The Club Website: Changing With The Times
This is an article I wrote recently for FC Business magazine, you can find it on page 30 of the latest edition.
It’s telling, if unsurprising, that when ask people to name their favourite websites, none mention the team they support or an official sports body. More likely are media entities such as BBC Sport, ESPNFC and Players Tribune. This says a lot about how sport has been missing an opportunity when it comes to websites : even when it comes to established names like Man City, who do a great job, Arsenal and my own team Man United – whose I have to say I’m not a big fan of.
This summer will see a change in the way many teams will be viewing and managing their websites. With the EFL Digital (previously known as Football League Interactive) deal coming to a close, a number of teams including Newcastle United and Leicester City will be running their own operations thanks to digital agencies 7 League and Pulse Live respectively from June.

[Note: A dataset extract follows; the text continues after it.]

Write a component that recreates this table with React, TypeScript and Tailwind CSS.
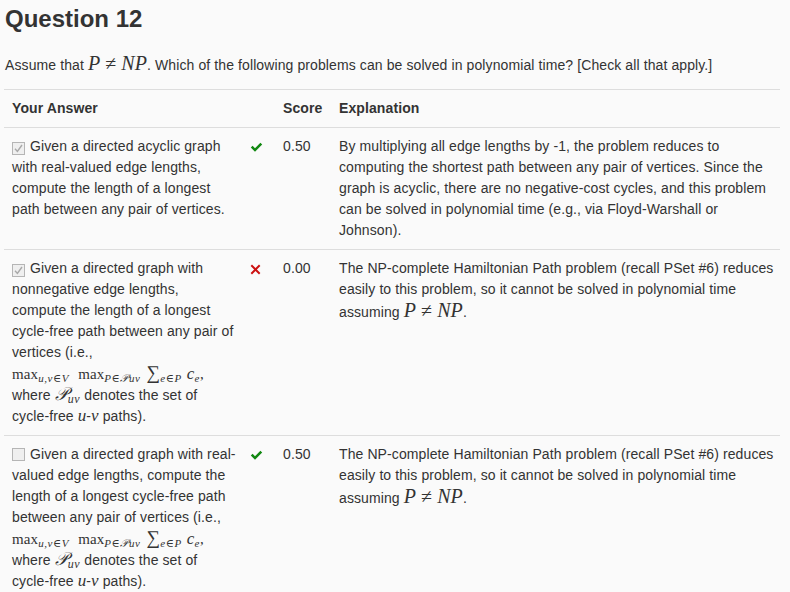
import React from 'react'

const serif = 'font-["Liberation_Serif","DejaVu_Serif",serif]'

function M({ children }: { children: React.ReactNode }) {
  return <span className={`${serif} italic text-[17px] leading-none`}>{children}</span>
}

function PneqNP() {
  return (
    <span className={`${serif} text-[20px] leading-none`}>
      <i>P</i>
      <span className="mx-[5px]">≠</span>
      <i>NP</i>
    </span>
  )
}

function Sub({ children, className = '' }: { children: React.ReactNode; className?: string }) {
  return (
    <span className={`italic text-[11px] leading-none align-[-3px] tracking-[0.6px] ${className}`}>
      {children}
    </span>
  )
}

function MaxFormula() {
  return (
    <span className={`${serif} text-[15px] leading-none whitespace-nowrap`}>
      max<Sub>u,v∈V</Sub>
      <span className="ml-[9px]">max</span>
      <Sub>P∈𝒫uv</Sub>
      <span className="ml-[6px] text-[19px]">∑</span>
      <Sub>e∈P</Sub>
      <i className="ml-[5px] text-[17px]">c</i>
      <Sub>e</Sub>,
    </span>
  )
}

function Puv() {
  return (
    <span className={`${serif} italic text-[18px] leading-none`}>
      𝒫<Sub className="text-[12px]">uv</Sub>
    </span>
  )
}

function Box({ checked }: { checked: boolean }) {
  return (
    <span className="inline-flex items-center justify-center w-[13px] h-[13px] border border-[#b5b5b5] bg-[#efefef] align-[-2px] mr-[5px]">
      {checked && (
        <svg width="9" height="9" viewBox="0 0 9 9">
          <path d="M1 4.8 L3.4 7.4 L8 1" fill="none" stroke="#a8a8a8" strokeWidth="1.4" />
        </svg>
      )}
    </span>
  )
}

function Ok() {
  return (
    <svg width="13" height="11" viewBox="0 0 13 11">
      <path d="M0.8 5.6 L2.6 3.8 L5 6.2 L10.4 0.8 L12.2 2.6 L5 9.8 Z" fill="#118811" />
    </svg>
  )
}

function Bad() {
  return (
    <svg width="11" height="11" viewBox="0 0 11 11">
      <path d="M2 0.6 L5.5 4.1 L9 0.6 L10.4 2 L6.9 5.5 L10.4 9 L9 10.4 L5.5 6.9 L2 10.4 L0.6 9 L4.1 5.5 L0.6 2 Z" fill="#cc1111" />
    </svg>
  )
}

const hamilton = (
  <>
    The NP-complete Hamiltonian Path problem (recall PSet #6) reduces
    <br />
    easily to this problem, so it cannot be solved in polynomial time
    <br />
    assuming <PneqNP />.
  </>
)

const tail = (
  <>
    <MaxFormula />
    <br />
    where <Puv /> denotes the set of
    <br />
    cycle-free <M>u</M>-<M>v</M> paths).
  </>
)

const rows = [
  {
    checked: true,
    ok: true,
    score: '0.50',
    answer: (
      <>
        Given a directed acyclic graph
        <br />
        with real-valued edge lengths,
        <br />
        compute the length of a longest
        <br />
        path between any pair of vertices.
      </>
    ),
    expl: (
      <>
        By multiplying all edge lengths by -1, the problem reduces to
        <br />
        computing the shortest path between any pair of vertices. Since the
        <br />
        graph is acyclic, there are no negative-cost cycles, and this problem
        <br />
        can be solved in polynomial time (e.g., via Floyd-Warshall or
        <br />
        Johnson).
      </>
    ),
  },
  {
    checked: true,
    ok: false,
    score: '0.00',
    answer: (
      <>
        Given a directed graph with
        <br />
        nonnegative edge lengths,
        <br />
        compute the length of a longest
        <br />
        cycle-free path between any pair of
        <br />
        vertices (i.e.,
        <br />
        {tail}
      </>
    ),
    expl: hamilton,
  },
  {
    checked: false,
    ok: true,
    score: '0.50',
    answer: (
      <>
        Given a directed graph with real-
        <br />
        valued edge lengths, compute the
        <br />
        length of a longest cycle-free path
        <br />
        between any pair of vertices (i.e.,
        <br />
        {tail}
      </>
    ),
    expl: hamilton,
  },
]

export default function App() {
  return (
    <div className='min-h-[592px] bg-[#fafafa] text-[#333] font-["Liberation_Sans",Arial,sans-serif] pl-[4px] pt-[6px]'>
      <h2 className="text-[24px] leading-[26px] font-bold pl-[1px]">Question 12</h2>
      <p className="text-[14px] leading-[21px] mt-[21px] pl-[1px] tracking-[0.1px]">
        Assume that <PneqNP />. Which of the following problems can be solved in polynomial time?
        [Check all that apply.]
      </p>
      <table className="mt-[13px] w-[776px] border-collapse text-[14px] leading-[21px] tracking-[0.1px]">
        <thead>
          <tr className="border-y border-[#ddd]">
            <th className="text-left font-bold px-2 py-2 w-[240px]">Your Answer</th>
            <th className="w-[31px]"></th>
            <th className="text-left font-bold px-2 py-2 w-[56px]">Score</th>
            <th className="text-left font-bold px-2 py-2">Explanation</th>
          </tr>
        </thead>
        <tbody>
          {rows.map((r, i) => (
            <tr key={i} className="border-b border-[#ddd] align-top">
              <td className="px-2 py-2 whitespace-nowrap">
                <Box checked={r.checked} />
                {r.answer}
              </td>
              <td className="pt-[14px] pl-[6px]">{r.ok ? <Ok /> : <Bad />}</td>
              <td className="px-2 py-2">{r.score}</td>
              <td className="pl-2 pr-[4px] py-2 whitespace-nowrap">{r.expl}</td>
            </tr>
          ))}
        </tbody>
      </table>
    </div>
  )
}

So what are we likely to see from these new sites and what trends are we seeing more generally in the industry?
“Young fans don’t really use websites on a regular basis and gain the majority of information about their club via social media” according to Robbie Blackburn, Client Partner at Aqueduct , digital agency for the likes of Manchester City, Tottenham Hotspur and Sunderland. “Traditional written content isn’t what they were looking for at all. Video content (interviews, highlights) and games are the order of the day.”

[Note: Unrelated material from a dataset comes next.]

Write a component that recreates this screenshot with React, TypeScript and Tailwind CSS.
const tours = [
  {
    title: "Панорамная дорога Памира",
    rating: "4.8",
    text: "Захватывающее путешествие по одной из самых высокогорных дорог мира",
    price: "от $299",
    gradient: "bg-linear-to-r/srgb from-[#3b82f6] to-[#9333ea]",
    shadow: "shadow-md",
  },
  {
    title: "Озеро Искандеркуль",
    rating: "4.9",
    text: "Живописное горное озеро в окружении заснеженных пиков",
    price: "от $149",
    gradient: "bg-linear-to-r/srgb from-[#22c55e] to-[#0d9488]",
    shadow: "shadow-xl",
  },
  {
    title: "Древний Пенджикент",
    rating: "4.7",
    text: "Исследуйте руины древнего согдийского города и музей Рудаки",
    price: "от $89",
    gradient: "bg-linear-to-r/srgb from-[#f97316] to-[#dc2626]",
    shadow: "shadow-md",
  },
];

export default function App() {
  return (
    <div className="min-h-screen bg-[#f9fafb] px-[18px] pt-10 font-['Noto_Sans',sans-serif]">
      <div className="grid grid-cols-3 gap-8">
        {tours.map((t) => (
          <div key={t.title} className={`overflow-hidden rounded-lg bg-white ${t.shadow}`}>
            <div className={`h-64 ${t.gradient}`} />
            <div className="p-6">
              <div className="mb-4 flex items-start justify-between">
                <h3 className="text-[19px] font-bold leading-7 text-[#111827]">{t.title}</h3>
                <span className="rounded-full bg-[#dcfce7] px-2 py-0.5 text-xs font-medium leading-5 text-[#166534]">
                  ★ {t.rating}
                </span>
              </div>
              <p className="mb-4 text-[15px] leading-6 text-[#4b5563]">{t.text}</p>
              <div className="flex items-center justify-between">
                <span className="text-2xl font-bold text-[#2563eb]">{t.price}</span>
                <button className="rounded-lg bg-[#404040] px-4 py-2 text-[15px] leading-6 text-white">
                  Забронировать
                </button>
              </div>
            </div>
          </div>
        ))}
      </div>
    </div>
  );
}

Copa90 have shown what can be achieved by telling compelling stories around the game across multiple platforms without the need for game footage. Providing greater behind the scenes access, reworking archive material and involving influencers have become key engagement tools for clubs now.
The Indian Premier League, the world’s’ most successful cricket competition , have shown how to engage fans and drive traffic in large numbers. Posting clips to their website almost immediately as they happen, delivering fans key moments during matches. By using video alongside live match stats and social media posts/fan polls then the IPL website suddenly becomes a highly engaging platform for fans.

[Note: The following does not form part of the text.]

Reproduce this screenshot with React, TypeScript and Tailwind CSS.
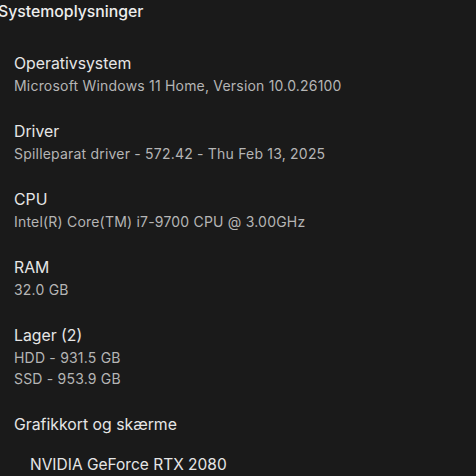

The Premier League sadly doesn’t have these rights, with goal highlights currently sat behind a paywall on The Times. But surely these would be more valuable for the Premier League to use, or distribute to the clubs, giving fans a reason to visit their sites and become more involved, rather than being mainly served with pre-match interviews and official news.
Away from video, Pulse Live’s Creative Director, David Strachan, thinks that website localisation is becoming more important.
“If you get 50-60,000 in the stadium but you’ve an audience of hundreds of millions of fans globally, how do you start speaking to them in a way they want to be spoken to?”
“It’s about delivering different content in different locations to engage audiences in slightly different ways.”
Traditionally sites alter by language with fans making that choice. But this approach assumes that different audiences can be engaged in the same way with the same content. Adjusting it to fit culturally as well as by language will lead to far better connections with fans, grow popularity and potentially open up new revenue streams in the future.
For example, a match centre could be produced specifically for an Arabic audience, with sponsorship being sold locally by the rights holder. With great, localised content this makes it compelling to global ‘products’ such as The Premier League.
The final trend that stands out is that of personalisation. This ensures that you’re providing content that is most relevant to that person and can be achieved in one of two ways;
- Implicit: the information is based on what you watched/read before, or what your friends have viewed. An approach best seen on Netflix, Amazon and Facebook.
- Explicit: where you choose what you want to see, as you can do on BBC Sport and new sports site So you retain control of what you see and can change it at any time.
There is so much for us to potentially view out there that having some help in narrowing it down can be seen as a great benefit. Helping us sift through the nonsense to get to the good stuff. We’ve seen a huge rise in ‘implicit’ websites, thanks mainly to Amazon and their development of recommendations based on what you’ve viewed or bought.
But does this leave us with an unhealthy, blinkered view of the world ? It’s probably best summarised by Twitter co-founder Evan Williams in a recent New York Times article;
“The trouble with the internet… is that it rewards extremes. Say you’re driving down the road and see a car crash. Of course you look. Everyone looks. The internet interprets behaviour like this to mean everyone is asking for car crashes, so it tries to supply them.”
Personalisation is an area that needs to be thought about thoroughly before jumping into and an area that will become much more discussed in the coming months and years.
It’s a time of change in how sports properties view websites and the technology is here to provide value, not just internally but for fans as well.